Short exercise — Transcribe the material exactly. Images do not belong in the copy.

Dataset excerpt —
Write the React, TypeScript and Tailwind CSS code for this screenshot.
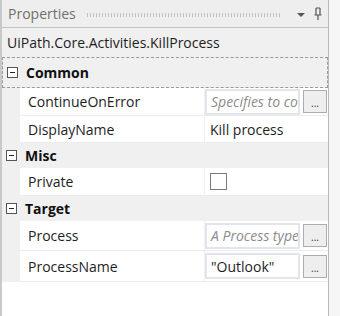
import React from "react";

const font = { fontFamily: '"Open Sans", "Noto Sans", sans-serif' };

function Minus() {
  return (
    <div className="w-[11px] h-[11px] border border-[#555] bg-white flex items-center justify-center shrink-0">
      <div className="w-[5px] h-[1px] bg-[#222]" />
    </div>
  );
}

function Category({ label, h, selected }: { label: string; h: string; selected?: boolean }) {
  return (
    <div
      className={`flex items-center bg-[#f0f0f0] pl-[4px] ${h} ${selected ? "border border-dashed border-[#9a9a9a]" : ""}`}
    >
      <Minus />
      <span className="ml-[8px] text-[14px] font-bold text-[#111]">{label}</span>
    </div>
  );
}

function Row({ name, h, children }: { name: string; h: string; children?: React.ReactNode }) {
  return (
    <div className={`flex ${h} bg-[#f0f0f0]`}>
      <div className="w-[18px] shrink-0" />
      <div className="flex flex-1 min-w-0 bg-white border-b border-[#ececec]">
        <div className="w-[185px] shrink-0 flex items-center pl-[8px] text-[14px] text-[#1e1e1e] border-r border-[#f0f0f0]">
          {name}
        </div>
        <div className="flex-1 min-w-0 flex items-center">{children}</div>
      </div>
    </div>
  );
}

function Box({ text, italic }: { text: string; italic?: boolean }) {
  return (
    <div className="flex items-center gap-[3px] w-full min-w-0 pr-[1px]">
      <div
        className={`h-[26px] flex-1 min-w-0 border-2 border-[#e1e6ec] flex items-center pl-[4px] overflow-hidden whitespace-nowrap text-[14px] ${
          italic ? "italic text-[#8c8c8c]" : "text-[#1e1e1e]"
        }`}
      >
        {text}
      </div>
      <div className="w-[24px] h-[23px] shrink-0 border border-[#adadad] bg-[#eeeeee] flex items-end justify-center pb-[4px] text-[10px] leading-none text-[#333]">
        ...
      </div>
    </div>
  );
}

export default function App() {
  return (
    <div className="w-[340px] h-[316px] bg-[#f6f6f6] flex overflow-hidden" style={font}>
      <div className="w-[329px] h-full flex flex-col bg-white border-r border-[#b9b9b9] border-l-2 border-l-[#c9c9c9]">
        <div className="h-[27px] shrink-0 bg-[#eeeeee] flex items-center pl-[6px] pr-[6px]">
          <span className="text-[14px] text-[#707070]">Properties</span>
          <div className="flex-1 ml-[10px] mr-[14px] h-[4px] mt-[2px] bg-[radial-gradient(#c2c2c2_0.8px,transparent_0.9px)] bg-[length:3px_2px]" />
          <svg width="10" height="6" viewBox="0 0 10 6" className="mr-[8px] mt-[3px]">
            <path d="M1 1h8L5 5z" fill="#555" />
          </svg>
          <svg width="8" height="13" viewBox="0 0 8 13">
            <path d="M2 1h4M2 1v7M6 1v7M0.5 8h7M4 8v5" stroke="#555" strokeWidth="1.2" fill="none" />
          </svg>
        </div>
        <div className="h-[30px] shrink-0 bg-[#f0f0f0] border-t border-[#c4c4c4] flex items-center pl-[5px] text-[14px] text-[#1e1e1e]">
          UiPath.Core.Activities.KillProcess
        </div>
        <Category label="Common" h="h-[31px]" selected />
        <Row name="ContinueOnError" h="h-[28px]">
          <Box text="Specifies to continue" italic />
        </Row>
        <Row name="DisplayName" h="h-[27px]">
          <span className="pl-[5px] text-[14px] text-[#1e1e1e]">Kill process</span>
        </Row>
        <Category label="Misc" h="h-[25px]" />
        <Row name="Private" h="h-[28px]">
          <div className="ml-[5px] w-[17px] h-[17px] border border-[#7a7a7a] bg-white" />
        </Row>
        <Category label="Target" h="h-[25px]" />
        <Row name="Process" h="h-[30px]">
          <Box text="A Process type variable" italic />
        </Row>
        <Row name="ProcessName" h="h-[31px]">
          <Box text={'"Outlook"'} />
        </Row>
        <div className="flex-1 bg-white" />
      </div>
    </div>
  );
}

Exercise response —
Write the React, TypeScript and Tailwind CSS code for this screenshot.
import React from "react";

const font = { fontFamily: '"Open Sans", "Noto Sans", sans-serif' };

function Minus() {
  return (
    <div className="w-[11px] h-[11px] border border-[#555] bg-white flex items-center justify-center shrink-0">
      <div className="w-[5px] h-[1px] bg-[#222]" />
    </div>
  );
}

function Category({ label, h, selected }: { label: string; h: string; selected?: boolean }) {
  return (
    <div
      className={`flex items-center bg-[#f0f0f0] pl-[4px] ${h} ${selected ? "border border-dashed border-[#9a9a9a]" : ""}`}
    >
      <Minus />
      <span className="ml-[8px] text-[14px] font-bold text-[#111]">{label}</span>
    </div>
  );
}

function Row({ name, h, children }: { name: string; h: string; children?: React.ReactNode }) {
  return (
    <div className={`flex ${h} bg-[#f0f0f0]`}>
      <div className="w-[18px] shrink-0" />
      <div className="flex flex-1 min-w-0 bg-white border-b border-[#ececec]">
        <div className="w-[185px] shrink-0 flex items-center pl-[8px] text-[14px] text-[#1e1e1e] border-r border-[#f0f0f0]">
          {name}
        </div>
        <div className="flex-1 min-w-0 flex items-center">{children}</div>
      </div>
    </div>
  );
}

function Box({ text, italic }: { text: string; italic?: boolean }) {
  return (
    <div className="flex items-center gap-[3px] w-full min-w-0 pr-[1px]">
      <div
        className={`h-[26px] flex-1 min-w-0 border-2 border-[#e1e6ec] flex items-center pl-[4px] overflow-hidden whitespace-nowrap text-[14px] ${
          italic ? "italic text-[#8c8c8c]" : "text-[#1e1e1e]"
        }`}
      >
        {text}
      </div>
      <div className="w-[24px] h-[23px] shrink-0 border border-[#adadad] bg-[#eeeeee] flex items-end justify-center pb-[4px] text-[10px] leading-none text-[#333]">
        ...
      </div>
    </div>
  );
}

export default function App() {
  return (
    <div className="w-[340px] h-[316px] bg-[#f6f6f6] flex overflow-hidden" style={font}>
      <div className="w-[329px] h-full flex flex-col bg-white border-r border-[#b9b9b9] border-l-2 border-l-[#c9c9c9]">
        <div className="h-[27px] shrink-0 bg-[#eeeeee] flex items-center pl-[6px] pr-[6px]">
          <span className="text-[14px] text-[#707070]">Properties</span>
          <div className="flex-1 ml-[10px] mr-[14px] h-[4px] mt-[2px] bg-[radial-gradient(#c2c2c2_0.8px,transparent_0.9px)] bg-[length:3px_2px]" />
          <svg width="10" height="6" viewBox="0 0 10 6" className="mr-[8px] mt-[3px]">
            <path d="M1 1h8L5 5z" fill="#555" />
          </svg>
          <svg width="8" height="13" viewBox="0 0 8 13">
            <path d="M2 1h4M2 1v7M6 1v7M0.5 8h7M4 8v5" stroke="#555" strokeWidth="1.2" fill="none" />
          </svg>
        </div>
        <div className="h-[30px] shrink-0 bg-[#f0f0f0] border-t border-[#c4c4c4] flex items-center pl-[5px] text-[14px] text-[#1e1e1e]">
          UiPath.Core.Activities.KillProcess
        </div>
        <Category label="Common" h="h-[31px]" selected />
        <Row name="ContinueOnError" h="h-[28px]">
          <Box text="Specifies to continue" italic />
        </Row>
        <Row name="DisplayName" h="h-[27px]">
          <span className="pl-[5px] text-[14px] text-[#1e1e1e]">Kill process</span>
        </Row>
        <Category label="Misc" h="h-[25px]" />
        <Row name="Private" h="h-[28px]">
          <div className="ml-[5px] w-[17px] h-[17px] border border-[#7a7a7a] bg-white" />
        </Row>
        <Category label="Target" h="h-[25px]" />
        <Row name="Process" h="h-[30px]">
          <Box text="A Process type variable" italic />
        </Row>
        <Row name="ProcessName" h="h-[31px]">
          <Box text={'"Outlook"'} />
        </Row>
        <div className="flex-1 bg-white" />
      </div>
    </div>
  );
}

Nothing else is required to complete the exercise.